Anti-Rom Measures in Europe Need to be Stopped Tuesday, 24 August 2010: Rene Wadlow
Wandering now from land to land
Who is there here to feel my pain?”
-- Younous Emre, Thirteeth Century Turkish dervish
In
early August, the French Interior Minister Brice Hortefeux announced
that more than 40 Gypsy camps had been dismantled around France since
President Nicolas Sarkozy had called earlier this summer for a
crackdown on the camps calling them “sources of illegal trafficking,
profoundly shocking living standards, exploitation of children for
begging, prostitution and crime.” Some 300 Roma camps not on municipal
sites organized for Gypsy or “Travellers” are to be demolished and some
— the criteria for expulsion is not clear — expelled mostly to Romania
and Bulgaria. The political motivations of Mr. Sarkozy are clear: to
pander to the anti-immigration Right — basically the voters of the
National Front — who have long had an anti-immigrant platform.
However,
there have been anti-Rom measures in Germany where some 12,000 Rom are
to be deported to Kosovo, in Italy where a “state of emergency” had
been declared on the basis of fear of Rom immigrants, as well as in
Belgium.
These measures come in the middle of a European Decade
of Roma Inclusion (2005-2015) called by European Union officials as “an
unprecedented commitment by European governments to improve the
socio-economic status and social inclusion of Roma” although public
awareness of the Decade is probably not high.
There are
estimates that there are 10 to 12 million Rom living in the European
Union with the largest concentration in Romania — some two million
according to unofficial estimates. There are also fairly large Rom
groups in the former Soviet Union, in particular the Russian
Federation, Ukraine, Belarus, as well as in Turkey. Originally from
India, the Rom have spread through Europe probably between the ninth
and fourteenth centuries. Why they left northern India is not clear.

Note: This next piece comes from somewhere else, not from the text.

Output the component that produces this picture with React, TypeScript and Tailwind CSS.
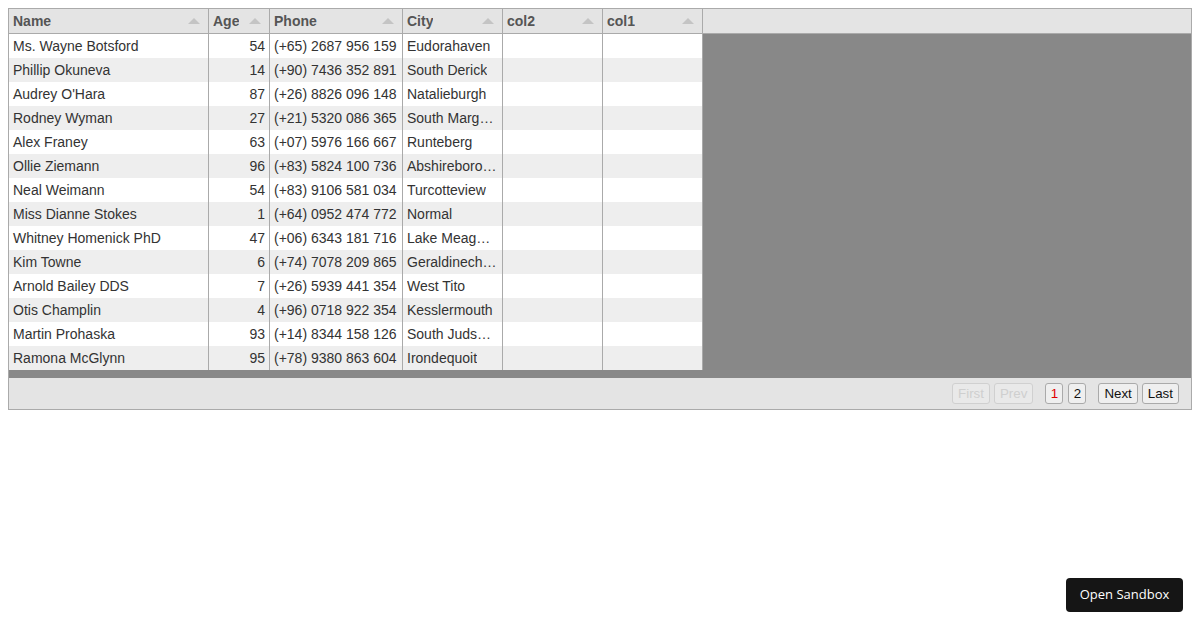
import React from "react";

const rows: [string, number, string, string][] = [
  ["Ms. Wayne Botsford", 54, "(+65) 2687 956 159", "Eudorahaven"],
  ["Phillip Okuneva", 14, "(+90) 7436 352 891", "South Derick"],
  ["Audrey O'Hara", 87, "(+26) 8826 096 148", "Natalieburgh"],
  ["Rodney Wyman", 27, "(+21) 5320 086 365", "South Margaretview"],
  ["Alex Franey", 63, "(+07) 5976 166 667", "Runteberg"],
  ["Ollie Ziemann", 96, "(+83) 5824 100 736", "Abshireborough"],
  ["Neal Weimann", 54, "(+83) 9106 581 034", "Turcotteview"],
  ["Miss Dianne Stokes", 1, "(+64) 0952 474 772", "Normal"],
  ["Whitney Homenick PhD", 47, "(+06) 6343 181 716", "Lake Meaghanfort"],
  ["Kim Towne", 6, "(+74) 7078 209 865", "Geraldinechester"],
  ["Arnold Bailey DDS", 7, "(+26) 5939 441 354", "West Tito"],
  ["Otis Champlin", 4, "(+96) 0718 922 354", "Kesslermouth"],
  ["Martin Prohaska", 93, "(+14) 8344 158 126", "South Judsonbury"],
  ["Ramona McGlynn", 95, "(+78) 9380 863 604", "Irondequoit"],
];

const Arrow = () => (
  <svg width="12" height="6" viewBox="0 0 12 6" className="shrink-0">
    <polygon points="0,6 6,0 12,6" fill="#c4c4c4" />
  </svg>
);

const HeadCell = ({ label, w }: { label: string; w: string }) => (
  <div className={`${w} h-full flex items-center justify-between pl-[4px] pr-[8px] border-r border-[#aaa] shrink-0`}>
    <span className="font-bold text-[#555] truncate">{label}</span>
    <Arrow />
  </div>
);

const Btn = ({ label, disabled, active, num }: { label: string; disabled?: boolean; active?: boolean; num?: boolean }) => {
  const color = disabled
    ? "border-[#d0d0d0] text-[#cfcfcf] bg-[#e9e9e9]"
    : active
    ? "border-[#aaa] text-[#e00000] bg-[#efefef]"
    : "border-[#aaa] text-[#111] bg-[#efefef]";
  return (
    <div
      className={`h-[21px] ${num ? "w-[18px] justify-center" : "px-[5px]"} flex items-center rounded-[3px] border text-[13.33px] leading-none ${color}`}
    >
      {label}
    </div>
  );
};

export default function App() {
  return (
    <div className="w-[1200px] h-[630px] bg-white relative" style={{ fontFamily: '"Liberation Sans", Arial, sans-serif' }}>
      <div className="pt-[8px] px-[8px]">
        <div className="w-[1184px] border border-[#aaa] text-[14px] text-[#333]">
          <div className="h-[25px] flex bg-[#e4e4e4] border-b border-[#aaa]">
            <HeadCell label="Name" w="w-[200px]" />
            <HeadCell label="Age" w="w-[61px]" />
            <HeadCell label="Phone" w="w-[133px]" />
            <HeadCell label="City" w="w-[100px]" />
            <HeadCell label="col2" w="w-[100px]" />
            <HeadCell label="col1" w="w-[100px]" />
          </div>
          <div className="bg-[#888] pb-[8px]">
            {rows.map((r, i) => (
              <div key={i} className={`h-[24px] w-[694px] flex items-center ${i % 2 ? "bg-[#eee]" : "bg-white"}`}>
                <div className="w-[200px] h-full flex items-center px-[4px] border-r border-[#aaa] truncate shrink-0">{r[0]}</div>
                <div className="w-[61px] h-full flex items-center justify-end px-[4px] border-r border-[#aaa] shrink-0">{r[1]}</div>
                <div className="w-[133px] h-full flex items-center px-[4px] border-r border-[#aaa] whitespace-nowrap overflow-hidden shrink-0">{r[2]}</div>
                <div className="w-[100px] h-full flex items-center px-[4px] border-r border-[#aaa] shrink-0 overflow-hidden">
                  <span className="block truncate">{r[3]}</span>
                </div>
                <div className="w-[100px] h-full border-r border-[#aaa] shrink-0" />
                <div className="w-[100px] h-full border-r border-[#aaa] shrink-0" />
              </div>
            ))}
          </div>
          <div className="h-[31px] bg-[#e4e4e4] flex items-center justify-end pr-[12px]">
            <div className="flex items-center gap-[4px]">
              <Btn label="First" disabled />
              <Btn label="Prev" disabled />
            </div>
            <div className="flex items-center gap-[5px] ml-[12px]">
              <Btn label="1" active num />
              <Btn label="2" num />
            </div>
            <div className="flex items-center gap-[4px] ml-[12px]">
              <Btn label="Next" />
              <Btn label="Last" />
            </div>
          </div>
        </div>
      </div>
      <div
        className="absolute left-[1066px] top-[578px] w-[117px] h-[34px] rounded-[4px] bg-[#151515] text-white text-[13px] flex items-center justify-center"
        style={{ fontFamily: '"Open Sans", sans-serif' }}
      >
        Open Sandbox
      </div>
    </div>
  );
}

They seemed to have been from the start a nomadic population living
from handicrafts and providing music and dance to settled populations.

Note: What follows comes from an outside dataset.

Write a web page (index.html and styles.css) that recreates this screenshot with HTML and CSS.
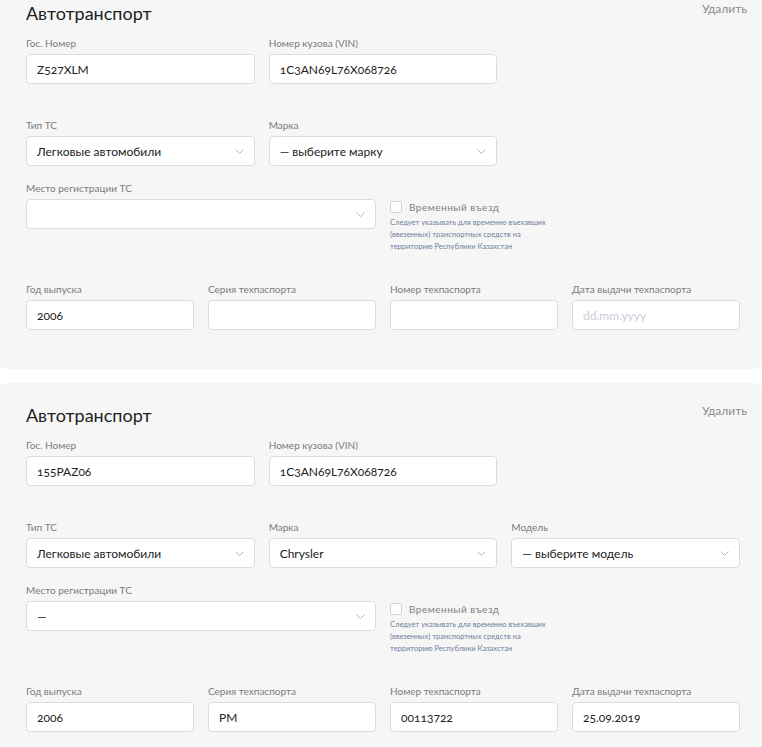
FILE: index.html
```html
<!DOCTYPE html>
<html lang="ru">
<head>
    <meta charset="UTF-8">
    <meta name="viewport" content="width=device-width, initial-scale=1.0">
    <title>Автотранспорт</title>
    <link rel="stylesheet" href="styles.css">
</head>
<body>
<div class="vehicles">
    <!-- Vehicle 1 -->
    <div class="vehicle-card">
        <div class="card-head">
            <h2>Автотранспорт</h2>
            <a href="#" class="remove">Удалить</a>
        </div>
        <div class="row cols-3 row-ids">
            <div class="field">
                <label>Гос. Номер</label>
                <input class="control" type="text" value="Z527XLM">
            </div>
            <div class="field">
                <label>Номер кузова (VIN)</label>
                <input class="control" type="text" value="1C3AN69L76X068726">
            </div>
        </div>
        <div class="row cols-3 row-type">
            <div class="field">
                <label>Тип ТС</label>
                <div class="control select"><span>Легковые автомобили</span><svg width="9" height="5" viewBox="0 0 9 5"><path d="M0.5 0.5 L4.5 4.5 L8.5 0.5" fill="none" stroke="#b5b5b5" stroke-width="1"/></svg></div>
            </div>
            <div class="field">
                <label>Марка</label>
                <div class="control select"><span>— выберите марку</span><svg width="9" height="5" viewBox="0 0 9 5"><path d="M0.5 0.5 L4.5 4.5 L8.5 0.5" fill="none" stroke="#b5b5b5" stroke-width="1"/></svg></div>
            </div>
        </div>
        <div class="row cols-4 row-reg">
            <div class="field span-2">
                <label>Место регистрации ТС</label>
                <div class="control select"><span></span><svg width="9" height="5" viewBox="0 0 9 5"><path d="M0.5 0.5 L4.5 4.5 L8.5 0.5" fill="none" stroke="#b5b5b5" stroke-width="1"/></svg></div>
            </div>
            <div class="temp span-2">
                <label class="check"><span class="box"></span>Временный въезд</label>
                <p class="hint">Следует указывать для временно въехавших (ввезенных) транспортных средств на территорию Республики Казахстан</p>
            </div>
        </div>
        <div class="row cols-4">
            <div class="field">
                <label>Год выпуска</label>
                <input class="control" type="text" value="2006">
            </div>
            <div class="field">
                <label>Серия техпаспорта</label>
                <input class="control" type="text" value="">
            </div>
            <div class="field">
                <label>Номер техпаспорта</label>
                <input class="control" type="text" value="">
            </div>
            <div class="field">
                <label>Дата выдачи техпаспорта</label>
                <input class="control" type="text" placeholder="dd.mm.yyyy">
            </div>
        </div>
    </div>

    <!-- Vehicle 2 -->
    <div class="vehicle-card">
        <div class="card-head">
            <h2>Автотранспорт</h2>
            <a href="#" class="remove">Удалить</a>
        </div>
        <div class="row cols-3 row-ids">
            <div class="field">
                <label>Гос. Номер</label>
                <input class="control" type="text" value="155PAZ06">
            </div>
            <div class="field">
                <label>Номер кузова (VIN)</label>
                <input class="control" type="text" value="1C3AN69L76X068726">
            </div>
        </div>
        <div class="row cols-3 row-type">
            <div class="field">
                <label>Тип ТС</label>
                <div class="control select"><span>Легковые автомобили</span><svg width="9" height="5" viewBox="0 0 9 5"><path d="M0.5 0.5 L4.5 4.5 L8.5 0.5" fill="none" stroke="#b5b5b5" stroke-width="1"/></svg></div>
            </div>
            <div class="field">
                <label>Марка</label>
                <div class="control select"><span>Chrysler</span><svg width="9" height="5" viewBox="0 0 9 5"><path d="M0.5 0.5 L4.5 4.5 L8.5 0.5" fill="none" stroke="#b5b5b5" stroke-width="1"/></svg></div>
            </div>
            <div class="field">
                <label>Модель</label>
                <div class="control select"><span>— выберите модель</span><svg width="9" height="5" viewBox="0 0 9 5"><path d="M0.5 0.5 L4.5 4.5 L8.5 0.5" fill="none" stroke="#b5b5b5" stroke-width="1"/></svg></div>
            </div>
        </div>
        <div class="row cols-4 row-reg">
            <div class="field span-2">
                <label>Место регистрации ТС</label>
                <div class="control select"><span>—</span><svg width="9" height="5" viewBox="0 0 9 5"><path d="M0.5 0.5 L4.5 4.5 L8.5 0.5" fill="none" stroke="#b5b5b5" stroke-width="1"/></svg></div>
            </div>
            <div class="temp span-2">
                <label class="check"><span class="box"></span>Временный въезд</label>
                <p class="hint">Следует указывать для временно въехавших (ввезенных) транспортных средств на территорию Республики Казахстан</p>
            </div>
        </div>
        <div class="row cols-4">
            <div class="field">
                <label>Год выпуска</label>
                <input class="control" type="text" value="2006">
            </div>
            <div class="field">
                <label>Серия техпаспорта</label>
                <input class="control" type="text" value="PM">
            </div>
            <div class="field">
                <label>Номер техпаспорта</label>
                <input class="control" type="text" value="00113722">
            </div>
            <div class="field">
                <label>Дата выдачи техпаспорта</label>
                <input class="control" type="text" value="25.09.2019">
            </div>
        </div>
    </div>
</div>
</body>
</html>
```

FILE: styles.css
```css
/* Basic Reset */
* {
    box-sizing: border-box;
    margin: 0;
    padding: 0;
}

body {
    font-family: Lato, "Open Sans", sans-serif;
    font-variant-numeric: oldstyle-nums;
    background: #fff;
    color: #222;
    overflow: hidden;
}

/* page is scrolled a little */
.vehicles {
    margin-top: -19px;
    display: flex;
    flex-direction: column;
    gap: 14px;
}

/* Card */
.vehicle-card {
    background: #f6f6f6;
    border-radius: 6px;
    padding: 20px 22px 39px 26px;
}

.card-head {
    display: flex;
    justify-content: space-between;
    align-items: flex-start;
    margin-bottom: 12px;
}

.card-head h2 {
    font-size: 18px;
    line-height: 24px;
    font-weight: 400;
    color: #222;
}

.remove {
    margin-top: 1px;
    margin-right: -7px;
    font-size: 12px;
    line-height: 14px;
    color: #8a8a8a;
    text-decoration: none;
}

/* Rows */
.row {
    display: grid;
    column-gap: 14px;
}
.cols-3 { grid-template-columns: repeat(3, 1fr); }
.cols-4 { grid-template-columns: repeat(4, 1fr); }
.span-2 { grid-column: span 2; }

.row-ids { margin-bottom: 35px; }
.row-type { margin-bottom: 16px; }
.row-reg { margin-bottom: 30px; }

.field label {
    display: block;
    font-size: 10px;
    line-height: 12px;
    color: #7b7b7b;
    margin-bottom: 5px;
}

/* Inputs and selects */
.control {
    display: block;
    width: 100%;
    height: 30px;
    background: #fff;
    border: 1px solid #dcdcdc;
    border-radius: 4px;
    padding: 0 10px;
    font-family: inherit;
    font-variant-numeric: oldstyle-nums;
    font-size: 12px;
    color: #222;
    outline: none;
}
.control::placeholder {
    color: #c9ccd6;
}

.select {
    display: flex;
    align-items: center;
    justify-content: space-between;
    padding-right: 10px;
}
.select svg {
    flex-shrink: 0;
}

/* Temporary entry */
.temp {
    padding-top: 19px;
}
.check {
    display: flex;
    align-items: center;
    gap: 7px;
    font-size: 10px;
    line-height: 12px;
    letter-spacing: 0.5px;
    color: #808080;
}
.box {
    width: 12px;
    height: 12px;
    background: #fff;
    border: 1px solid #d6d6d6;
    border-radius: 2px;
}
.hint {
    margin-top: 4px;
    max-width: 160px;
    font-size: 7.5px;
    line-height: 12px;
    color: #6d7e9c;
}
```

It is only recently that some Rom intellectuals have become interested
in their Indian heritage and have been making contacts with groups
which still live in India and which may have had common ancestors.
The
Rom have been known by a host of different names and only in the last
few years have started using “Rom” as a common name in order to achieve
some political attention to their conditions. The Organization for
Security and Cooperation in Europe (OSCE) which created a small program
in 1994 uses the term “Roma and Sinti”. In former Yugoslavia, they are
often called “Egyptians” due to a myth that Rom came from Egypt rather
than India. Useful ethnographic studies on the Rom are published by the
Project on Ethnic Relations, Princeton.(1)
The Rom face a wide
range of often interrelated problems: citizenship, political
participation, racially-motivated violence, poverty, unemployment, and
an image which arouses ancestral fears of Gypsies. Governments and Rom
NGOs need to work together to provide decent living conditions based on
non-discrimination and fundamental rights.
A major difficulty is
that the states with large concentrations of Rom such as Romania and
Bulgaria have limited financial resources, and the Rom have little
political influence in order to get their share. In Western Europe, the
Rom are the easily identified “tip of the iceberg” of the larger issue
of migration and integration as globalization has made the barriers
separating different countries ever more permeable.
As Hannah
Arendt has written “The individual who has lost his place in the
political community risks to drop out of the boundaries of humanity.”
The confrontation between nomad and sedentary peoples is an old one,
always present in different forms and in different places. Compassion
and political imagination are needed. Managing migration in a changing
global environment is a crucial issue. The Gypsy camps are a text of a
society’s ability to mediate between the universal nature of human
rights and the protection of the cultural traits of a people.
Rene Wadlow, Representative to the UN, Geneva, Association of World Citizens.
Note:
1. See its website www.per-usa.org and the section PER and the Roma.